---------- Supplied material ----------
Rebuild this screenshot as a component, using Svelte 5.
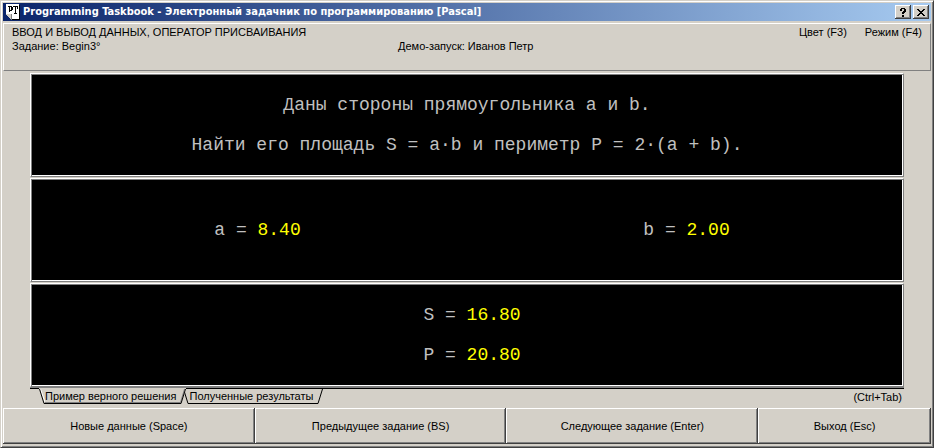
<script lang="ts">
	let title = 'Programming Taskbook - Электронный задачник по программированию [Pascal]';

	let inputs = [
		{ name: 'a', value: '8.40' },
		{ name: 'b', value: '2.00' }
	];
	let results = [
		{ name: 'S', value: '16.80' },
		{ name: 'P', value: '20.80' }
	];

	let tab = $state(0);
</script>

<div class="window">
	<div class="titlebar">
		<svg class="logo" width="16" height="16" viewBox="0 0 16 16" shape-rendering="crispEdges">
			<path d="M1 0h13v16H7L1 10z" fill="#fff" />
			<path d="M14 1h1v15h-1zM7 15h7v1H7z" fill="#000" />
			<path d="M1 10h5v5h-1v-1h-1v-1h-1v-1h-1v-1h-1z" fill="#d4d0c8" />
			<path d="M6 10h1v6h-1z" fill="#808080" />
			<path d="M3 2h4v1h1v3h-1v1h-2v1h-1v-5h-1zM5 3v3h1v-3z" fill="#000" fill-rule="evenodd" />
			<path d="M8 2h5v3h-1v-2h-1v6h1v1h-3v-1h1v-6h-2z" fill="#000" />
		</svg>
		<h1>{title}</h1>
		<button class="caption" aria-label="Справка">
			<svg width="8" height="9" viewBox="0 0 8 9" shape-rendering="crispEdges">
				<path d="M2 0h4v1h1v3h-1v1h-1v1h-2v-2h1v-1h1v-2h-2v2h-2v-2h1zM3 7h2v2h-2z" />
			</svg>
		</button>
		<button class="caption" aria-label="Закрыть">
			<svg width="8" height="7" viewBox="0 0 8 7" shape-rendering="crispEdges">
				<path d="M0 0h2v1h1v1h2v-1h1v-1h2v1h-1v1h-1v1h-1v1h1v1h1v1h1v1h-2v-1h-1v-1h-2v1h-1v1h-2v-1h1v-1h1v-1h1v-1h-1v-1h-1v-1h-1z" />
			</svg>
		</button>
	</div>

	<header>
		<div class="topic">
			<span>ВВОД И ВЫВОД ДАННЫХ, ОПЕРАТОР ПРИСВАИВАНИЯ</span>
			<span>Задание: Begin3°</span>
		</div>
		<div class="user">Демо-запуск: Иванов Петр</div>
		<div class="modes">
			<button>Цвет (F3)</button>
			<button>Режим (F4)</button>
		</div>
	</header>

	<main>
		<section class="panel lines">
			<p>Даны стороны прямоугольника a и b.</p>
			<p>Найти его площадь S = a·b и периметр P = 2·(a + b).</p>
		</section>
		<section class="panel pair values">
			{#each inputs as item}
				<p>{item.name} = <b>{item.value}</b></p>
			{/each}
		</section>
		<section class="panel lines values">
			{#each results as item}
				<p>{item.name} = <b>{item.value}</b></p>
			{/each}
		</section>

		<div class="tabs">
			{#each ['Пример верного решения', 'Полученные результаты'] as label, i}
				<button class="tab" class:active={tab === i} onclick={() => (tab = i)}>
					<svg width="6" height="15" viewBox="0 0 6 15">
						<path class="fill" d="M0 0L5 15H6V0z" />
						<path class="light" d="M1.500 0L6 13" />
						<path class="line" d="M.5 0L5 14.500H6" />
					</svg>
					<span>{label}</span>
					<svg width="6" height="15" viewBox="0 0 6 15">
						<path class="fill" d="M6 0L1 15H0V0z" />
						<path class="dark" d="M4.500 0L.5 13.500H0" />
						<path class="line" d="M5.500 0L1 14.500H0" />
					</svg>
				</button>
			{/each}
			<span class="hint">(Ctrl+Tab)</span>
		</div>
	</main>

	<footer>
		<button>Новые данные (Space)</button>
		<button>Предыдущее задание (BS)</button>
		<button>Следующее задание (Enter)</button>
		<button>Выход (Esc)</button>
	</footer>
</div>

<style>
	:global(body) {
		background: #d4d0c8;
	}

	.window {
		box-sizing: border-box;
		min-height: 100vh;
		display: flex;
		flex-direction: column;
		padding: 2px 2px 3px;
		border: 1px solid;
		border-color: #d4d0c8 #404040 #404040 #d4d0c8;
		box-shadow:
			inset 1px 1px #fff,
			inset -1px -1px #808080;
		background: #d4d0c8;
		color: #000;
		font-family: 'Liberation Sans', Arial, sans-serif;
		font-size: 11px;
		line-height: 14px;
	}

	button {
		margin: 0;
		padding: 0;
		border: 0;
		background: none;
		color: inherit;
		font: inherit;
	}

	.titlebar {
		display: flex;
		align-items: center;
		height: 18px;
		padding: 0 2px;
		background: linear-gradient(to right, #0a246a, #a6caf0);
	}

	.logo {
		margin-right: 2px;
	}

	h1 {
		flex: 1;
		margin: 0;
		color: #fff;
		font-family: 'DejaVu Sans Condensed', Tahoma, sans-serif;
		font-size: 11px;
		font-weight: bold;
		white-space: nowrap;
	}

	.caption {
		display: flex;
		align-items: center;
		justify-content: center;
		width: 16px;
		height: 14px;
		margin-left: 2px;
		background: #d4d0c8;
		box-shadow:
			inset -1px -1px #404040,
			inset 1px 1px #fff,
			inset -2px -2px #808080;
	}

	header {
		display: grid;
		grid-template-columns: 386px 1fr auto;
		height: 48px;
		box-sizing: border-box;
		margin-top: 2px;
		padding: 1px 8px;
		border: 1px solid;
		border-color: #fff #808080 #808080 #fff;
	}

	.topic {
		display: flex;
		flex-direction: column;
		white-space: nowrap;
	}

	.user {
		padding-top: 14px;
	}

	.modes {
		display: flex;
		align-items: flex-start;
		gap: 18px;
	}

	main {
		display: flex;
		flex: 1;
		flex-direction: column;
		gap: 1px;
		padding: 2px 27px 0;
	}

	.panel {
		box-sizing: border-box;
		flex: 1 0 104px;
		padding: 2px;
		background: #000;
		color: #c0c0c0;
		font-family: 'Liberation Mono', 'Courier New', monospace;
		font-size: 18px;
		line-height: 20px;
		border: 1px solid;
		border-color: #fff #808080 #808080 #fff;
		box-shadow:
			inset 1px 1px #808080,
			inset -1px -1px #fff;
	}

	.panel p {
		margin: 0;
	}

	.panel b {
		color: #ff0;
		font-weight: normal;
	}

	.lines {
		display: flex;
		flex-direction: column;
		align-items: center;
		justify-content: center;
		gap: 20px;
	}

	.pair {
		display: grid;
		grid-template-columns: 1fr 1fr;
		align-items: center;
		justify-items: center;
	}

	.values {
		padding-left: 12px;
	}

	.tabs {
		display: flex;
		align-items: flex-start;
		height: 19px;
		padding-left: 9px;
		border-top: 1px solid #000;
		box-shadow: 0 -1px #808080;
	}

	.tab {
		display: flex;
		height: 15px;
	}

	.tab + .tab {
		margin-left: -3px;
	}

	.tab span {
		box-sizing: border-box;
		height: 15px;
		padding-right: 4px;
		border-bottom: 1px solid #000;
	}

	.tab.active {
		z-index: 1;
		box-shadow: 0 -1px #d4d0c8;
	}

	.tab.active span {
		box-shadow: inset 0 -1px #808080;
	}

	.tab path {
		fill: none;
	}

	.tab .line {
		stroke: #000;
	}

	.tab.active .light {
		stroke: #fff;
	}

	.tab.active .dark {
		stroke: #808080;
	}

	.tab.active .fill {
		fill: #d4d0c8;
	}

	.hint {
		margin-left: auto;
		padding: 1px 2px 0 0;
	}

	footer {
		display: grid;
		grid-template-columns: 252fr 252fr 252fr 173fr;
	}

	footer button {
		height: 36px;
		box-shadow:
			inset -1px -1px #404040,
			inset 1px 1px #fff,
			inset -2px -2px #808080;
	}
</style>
----------
---------- Supplied material ----------
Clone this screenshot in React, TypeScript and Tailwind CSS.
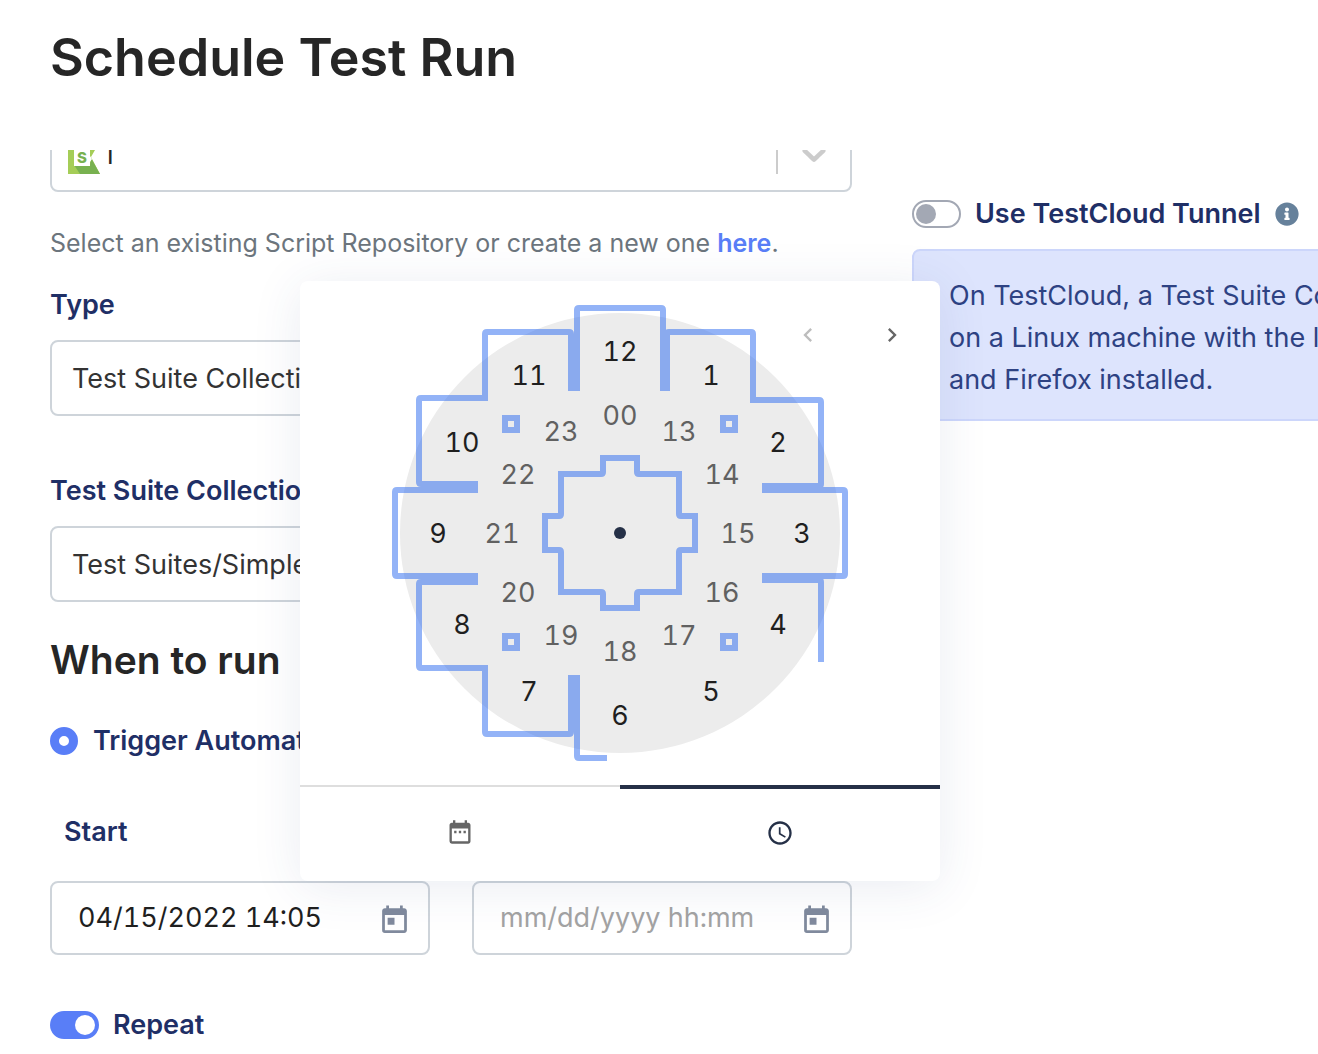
----------
---------- Supplied material ----------
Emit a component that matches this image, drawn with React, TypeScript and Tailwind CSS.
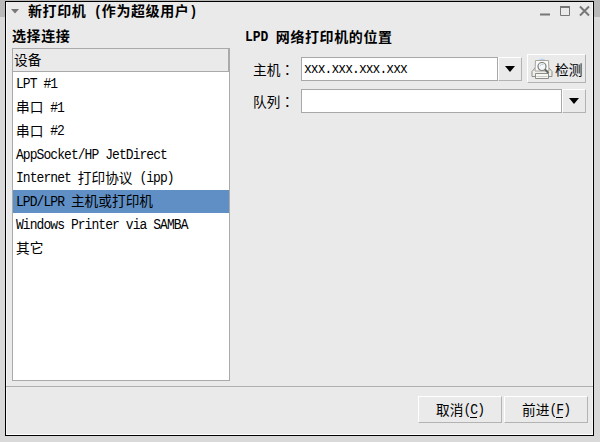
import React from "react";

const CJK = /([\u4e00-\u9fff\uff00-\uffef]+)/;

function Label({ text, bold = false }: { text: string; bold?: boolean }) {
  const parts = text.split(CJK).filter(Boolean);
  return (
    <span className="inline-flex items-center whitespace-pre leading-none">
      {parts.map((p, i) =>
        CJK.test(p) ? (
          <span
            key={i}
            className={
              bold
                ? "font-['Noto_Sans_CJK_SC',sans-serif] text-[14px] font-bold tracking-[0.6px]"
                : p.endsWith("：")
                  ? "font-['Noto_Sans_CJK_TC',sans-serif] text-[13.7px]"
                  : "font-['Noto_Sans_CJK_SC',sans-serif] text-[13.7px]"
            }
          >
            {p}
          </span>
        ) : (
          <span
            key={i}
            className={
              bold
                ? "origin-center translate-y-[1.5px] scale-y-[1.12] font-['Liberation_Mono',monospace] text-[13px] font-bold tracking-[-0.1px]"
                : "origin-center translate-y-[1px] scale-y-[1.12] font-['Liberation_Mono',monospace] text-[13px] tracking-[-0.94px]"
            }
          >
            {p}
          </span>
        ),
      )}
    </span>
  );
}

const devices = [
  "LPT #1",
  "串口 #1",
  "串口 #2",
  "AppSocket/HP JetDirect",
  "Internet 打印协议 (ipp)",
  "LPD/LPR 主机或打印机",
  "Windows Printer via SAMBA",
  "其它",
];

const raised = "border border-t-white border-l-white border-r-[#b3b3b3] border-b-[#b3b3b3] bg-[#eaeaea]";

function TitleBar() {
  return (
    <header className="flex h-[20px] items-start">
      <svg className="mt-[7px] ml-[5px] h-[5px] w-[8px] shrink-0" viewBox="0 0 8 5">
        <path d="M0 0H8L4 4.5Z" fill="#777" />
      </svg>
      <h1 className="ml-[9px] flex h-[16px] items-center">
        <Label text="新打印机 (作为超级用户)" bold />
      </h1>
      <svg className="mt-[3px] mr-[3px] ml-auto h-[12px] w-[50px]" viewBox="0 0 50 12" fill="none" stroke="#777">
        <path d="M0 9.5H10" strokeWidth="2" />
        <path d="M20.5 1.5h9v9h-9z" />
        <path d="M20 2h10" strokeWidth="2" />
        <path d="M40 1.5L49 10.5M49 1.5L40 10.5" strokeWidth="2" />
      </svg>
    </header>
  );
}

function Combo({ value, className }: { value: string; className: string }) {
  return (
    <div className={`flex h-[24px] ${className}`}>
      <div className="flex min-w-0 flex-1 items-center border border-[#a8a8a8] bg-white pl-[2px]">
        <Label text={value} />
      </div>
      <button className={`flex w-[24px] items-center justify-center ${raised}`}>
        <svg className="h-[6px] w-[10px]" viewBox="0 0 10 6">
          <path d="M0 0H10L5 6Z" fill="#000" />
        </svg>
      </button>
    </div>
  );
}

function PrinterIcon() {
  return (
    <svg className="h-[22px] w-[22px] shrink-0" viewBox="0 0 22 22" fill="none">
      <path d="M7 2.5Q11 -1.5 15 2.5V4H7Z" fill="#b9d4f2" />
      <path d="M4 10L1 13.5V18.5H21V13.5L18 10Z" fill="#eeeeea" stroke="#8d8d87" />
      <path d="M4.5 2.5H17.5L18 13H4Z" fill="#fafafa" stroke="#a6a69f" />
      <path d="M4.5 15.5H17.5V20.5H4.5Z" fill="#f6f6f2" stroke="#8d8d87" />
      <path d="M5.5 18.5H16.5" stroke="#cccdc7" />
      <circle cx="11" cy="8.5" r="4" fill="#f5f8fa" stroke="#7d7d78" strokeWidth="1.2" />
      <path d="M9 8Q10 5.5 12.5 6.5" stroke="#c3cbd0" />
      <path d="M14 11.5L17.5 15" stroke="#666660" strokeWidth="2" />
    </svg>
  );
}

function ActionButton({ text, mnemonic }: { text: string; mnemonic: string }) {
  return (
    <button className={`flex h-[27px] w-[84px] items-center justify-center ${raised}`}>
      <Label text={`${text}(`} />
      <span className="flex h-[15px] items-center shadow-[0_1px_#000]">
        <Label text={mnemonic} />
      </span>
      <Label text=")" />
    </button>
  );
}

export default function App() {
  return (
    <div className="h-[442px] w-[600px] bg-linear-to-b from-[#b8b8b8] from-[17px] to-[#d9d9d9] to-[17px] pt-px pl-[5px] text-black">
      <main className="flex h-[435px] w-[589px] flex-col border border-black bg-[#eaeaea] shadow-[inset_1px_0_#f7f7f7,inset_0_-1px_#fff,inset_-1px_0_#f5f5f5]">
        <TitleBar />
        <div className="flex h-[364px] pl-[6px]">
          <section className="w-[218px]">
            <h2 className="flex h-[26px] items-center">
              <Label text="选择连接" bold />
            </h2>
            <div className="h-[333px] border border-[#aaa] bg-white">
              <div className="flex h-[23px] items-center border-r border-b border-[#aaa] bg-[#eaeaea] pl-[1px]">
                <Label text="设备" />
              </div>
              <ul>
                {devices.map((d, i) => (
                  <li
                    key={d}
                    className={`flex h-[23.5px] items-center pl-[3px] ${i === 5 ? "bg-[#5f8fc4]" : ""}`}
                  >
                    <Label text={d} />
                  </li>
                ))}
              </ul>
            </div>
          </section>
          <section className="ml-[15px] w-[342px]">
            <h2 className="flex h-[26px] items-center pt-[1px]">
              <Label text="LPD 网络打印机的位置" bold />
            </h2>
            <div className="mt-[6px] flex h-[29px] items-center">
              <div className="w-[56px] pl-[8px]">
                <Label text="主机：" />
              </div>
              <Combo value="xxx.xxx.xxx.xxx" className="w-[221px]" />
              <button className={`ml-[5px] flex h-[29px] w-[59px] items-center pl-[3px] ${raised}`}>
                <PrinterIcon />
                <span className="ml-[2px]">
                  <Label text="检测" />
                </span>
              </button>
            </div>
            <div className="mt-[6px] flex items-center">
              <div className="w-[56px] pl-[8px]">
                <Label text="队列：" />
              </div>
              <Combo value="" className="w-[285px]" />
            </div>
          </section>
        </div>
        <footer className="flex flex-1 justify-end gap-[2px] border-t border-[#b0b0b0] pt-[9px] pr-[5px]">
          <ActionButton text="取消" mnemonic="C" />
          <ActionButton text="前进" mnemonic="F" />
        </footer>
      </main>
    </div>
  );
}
----------
- [Aim] Copy out the lines in which the string "this" appears.

- [Final result]
Rebuild this screenshot as a component, using Svelte 5.
Clone this screenshot in React, TypeScript and Tailwind CSS.
Emit a component that matches this image, drawn with React, TypeScript and Tailwind CSS.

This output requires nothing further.